Up to and including the line with "text-right text-[6.5px] leading-none", write out the listing from its first line, minus the pictures.

——————————

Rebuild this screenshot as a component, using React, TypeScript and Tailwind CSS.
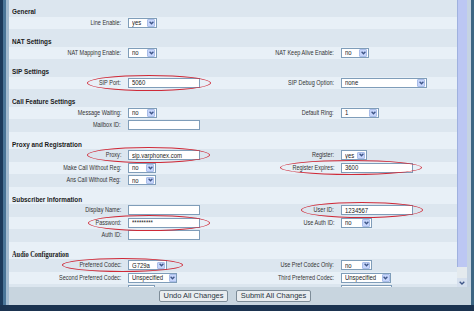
import React from "react";

const labelCls =
  "whitespace-nowrap text-right text-[6.5px] leading-none text-[#333333]";

function Arrow() {
  return (
    <span className="ml-auto mr-[1px] flex h-[7.5px] w-[8px] shrink-0 items-center justify-center rounded-[1px] border border-[#a9bde9] bg-[#c6d5fb]">
      <svg width="5" height="4" viewBox="0 0 5 4">
        <path d="M0.6 0.8 L2.5 2.8 L4.4 0.8" fill="none" stroke="#3f5688" strokeWidth="1.3" />
      </svg>
    </span>
  );
}

function Sel({ w, v }: { w: string; v?: string }) {
  return (
    <div className={`flex h-[10px] items-center overflow-hidden border border-[#7f9db9] bg-white pl-[3px] ${w}`}>
      {v ? (
        <span className="inline-block origin-left scale-x-[0.85] whitespace-nowrap text-[7px] leading-none text-[#222]">
          {v}
        </span>
      ) : null}
      <Arrow />
    </div>
  );
}

function Inp({ v }: { v: string }) {
  return (
    <div className="flex h-[10px] w-[72px] items-center border border-[#7f9db9] bg-white pl-[3px]">
      {v ? (
        <span className="inline-block origin-left scale-x-[0.85] whitespace-nowrap text-[7px] leading-none text-[#222]">
          {v}
        </span>
      ) : null}
    </div>
  );
}

function Lbl({ t, w }: { t?: string; w: string }) {
  return (
    <span className={`flex justify-end ${w} ${labelCls}`}>
      {t ? <span className="inline-block origin-right scale-x-[0.85]">{t}</span> : null}
    </span>
  );
}

function Row({
  dark,
  l,
  lc,
  r,
  rc,
}: {
  dark: boolean;
  l?: string;
  lc?: React.ReactNode;
  r?: string;
  rc?: React.ReactNode;
}) {
  return (
    <div className={`flex h-[12.5px] shrink-0 items-center ${dark ? "bg-[#dce6ef]" : "bg-[#e8f0f7]"}`}>
      <div className="flex w-[228px] items-center">
        <Lbl t={l} w="w-[112px]" />
        <div className="ml-[7px]">{lc}</div>
      </div>
      {rc ? (
        <div className="flex items-center">
          <Lbl t={r} w="w-[97px]" />
          <div className="ml-[7px]">{rc}</div>
        </div>
      ) : null}
    </div>
  );
}

function Head({ t, dark, first, serif }: { t: string; dark: boolean; first?: boolean; serif?: boolean }) {
  return (
    <div
      className={`flex shrink-0 items-start pl-[3px] leading-none ${first ? "h-[16.5px] pt-[8px]" : "h-[17.5px] pt-[9px]"} ${
        dark ? "bg-[#dce6ef]" : "bg-[#e8f0f7]"
      }`}
    >
      <span
        className={`inline-block origin-left scale-x-[0.85] whitespace-nowrap text-[7.5px] font-bold leading-[8px] text-[#1a1a1a] ${
          serif ? "font-['Liberation_Serif',serif]" : ""
        }`}
      >
        {t}
      </span>
    </div>
  );
}

function Ellipse({ cls }: { cls: string }) {
  return <div className={`pointer-events-none absolute rounded-[50%] border-[1.5px] border-[#cf2a38] ${cls}`} />;
}

function Btn({ t, w }: { t: string; w: string }) {
  return (
    <button
      className={`flex h-[12px] items-center justify-center rounded-[2px] border border-[#7d8c98] bg-[#e9edf0] ${w}`}
    >
      <span className="whitespace-nowrap text-[7.5px] leading-none text-[#2a3644]">{t}</span>
    </button>
  );
}

export default function App() {
  return (
    <div className="relative flex h-[311px] w-[474px] flex-col overflow-hidden bg-[#1b3350] font-['Liberation_Sans',Arial,sans-serif]">
      <div className="flex h-[305px] shrink-0">
        {/* left frame */}
        <div className="w-[3px] bg-[#1c3a5b]" />
        <div className="w-[3px] bg-[#4a7598]" />
        <div className="w-[3px] bg-[#a3bbd0]" />

        <div className="flex w-[462px] flex-col">
          <div className="flex h-[287px] shrink-0">
            {/* content */}
            <div className="flex w-[448px] flex-col overflow-hidden">
              <Head t="General" dark first />
              <Row dark={false} l="Line Enable:" lc={<Sel w="w-[29px]" v="yes" />} />

              <Head t="NAT Settings" dark />
              <Row
                dark={false}
                l="NAT Mapping Enable:"
                lc={<Sel w="w-[29px]" v="no" />}
                r="NAT Keep Alive Enable:"
                rc={<Sel w="w-[28px]" v="no" />}
              />

              <Head t="SIP Settings" dark />
              <Row
                dark={false}
                l="SIP Port:"
                lc={<Inp v="5060" />}
                r="SIP Debug Option:"
                rc={<Sel w="w-[86px]" v="none" />}
              />

              <Head t="Call Feature Settings" dark />
              <Row
                dark={false}
                l="Message Waiting:"
                lc={<Sel w="w-[29px]" v="no" />}
                r="Default Ring:"
                rc={<Sel w="w-[38px]" v="1" />}
              />
              <Row dark l="Mailbox ID:" lc={<Inp v="" />} />

              <Head t="Proxy and Registration" dark={false} />
              <Row
                dark
                l="Proxy:"
                lc={<Inp v="sip.varphonex.com" />}
                r="Register:"
                rc={<Sel w="w-[26px]" v="yes" />}
              />
              <Row
                dark={false}
                l="Make Call Without Reg:"
                lc={<Sel w="w-[28px]" v="no" />}
                r="Register Expires:"
                rc={<Inp v="3600" />}
              />
              <Row dark l="Ans Call Without Reg:" lc={<Sel w="w-[28px]" v="no" />} />

              <Head t="Subscriber Information" dark={false} />
              <Row dark l="Display Name:" lc={<Inp v="" />} r="User ID:" rc={<Inp v="1234567" />} />
              <Row
                dark={false}
                l="Password:"
                lc={<Inp v="*********" />}
                r="Use Auth ID:"
                rc={<Sel w="w-[31px]" v="no" />}
              />
              <Row dark l="Auth ID:" lc={<Inp v="" />} />

              <Head t="Audio Configuration" dark={false} serif />
              <Row
                dark
                l="Preferred Codec:"
                lc={<Sel w="w-[39px]" v="G729a" />}
                r="Use Pref Codec Only:"
                rc={<Sel w="w-[31px]" v="no" />}
              />
              <Row
                dark={false}
                l="Second Preferred Codec:"
                lc={<Sel w="w-[49px]" v="Unspecified" />}
                r="Third Preferred Codec:"
                rc={<Sel w="w-[50px]" v="Unspecified" />}
              />
              {/* partially visible next row (clipped by the scroll area) */}
              <Row dark lc={<Sel w="w-[27px]" />} rc={<Sel w="w-[51px]" />} />
            </div>

            {/* scrollbar */}
            <div className="flex w-[14px] shrink-0">
              <div className="flex w-[10px] flex-col">
                <div className="h-[267px] border-l border-[#9fb1df] bg-[#bcc7f3]" />
                <div className="h-[11px] bg-[#e4eaee]" />
                <div className="flex h-[9px] items-center justify-center bg-[#d6e0ee]">
                  <svg width="6" height="4" viewBox="0 0 6 4">
                    <path d="M0.7 0.7 L3 3 L5.3 0.7" fill="none" stroke="#3f5688" strokeWidth="1.3" />
                  </svg>
                </div>
              </div>
              <div className="w-[4px] bg-[#c5d3e2]" />
            </div>
          </div>

          {/* button bar */}
          <div className="flex h-[18px] shrink-0 items-center justify-center gap-[8px] bg-[#c8d5df] pr-[10px]">
            <Btn t="Undo All Changes" w="w-[69px]" />
            <Btn t="Submit All Changes" w="w-[75px]" />
          </div>
        </div>

        {/* right frame */}
        <div className="w-[3px] bg-[#3d6683]" />
      </div>
      <div className="h-[6px] shrink-0 bg-[#1b3350]" />

      {/* red annotation ellipses */}
      <Ellipse cls="left-[87px] top-[75px] h-[16px] w-[124px]" />
      <Ellipse cls="left-[87px] top-[147px] h-[16px] w-[123px]" />
      <Ellipse cls="left-[280px] top-[160px] h-[15px] w-[142px]" />
      <Ellipse cls="left-[301px] top-[202px] h-[16px] w-[122px]" />
      <Ellipse cls="left-[88px] top-[215px] h-[16px] w-[122px]" />
      <Ellipse cls="left-[62px] top-[258px] h-[14px] w-[121px]" />
    </div>
  );
}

——————————

● **Task result**
Rebuild this screenshot as a component, using React, TypeScript and Tailwind CSS.
import React from "react";

const labelCls =
  "whitespace-nowrap text-right text-[6.5px] leading-none text-[#333333]";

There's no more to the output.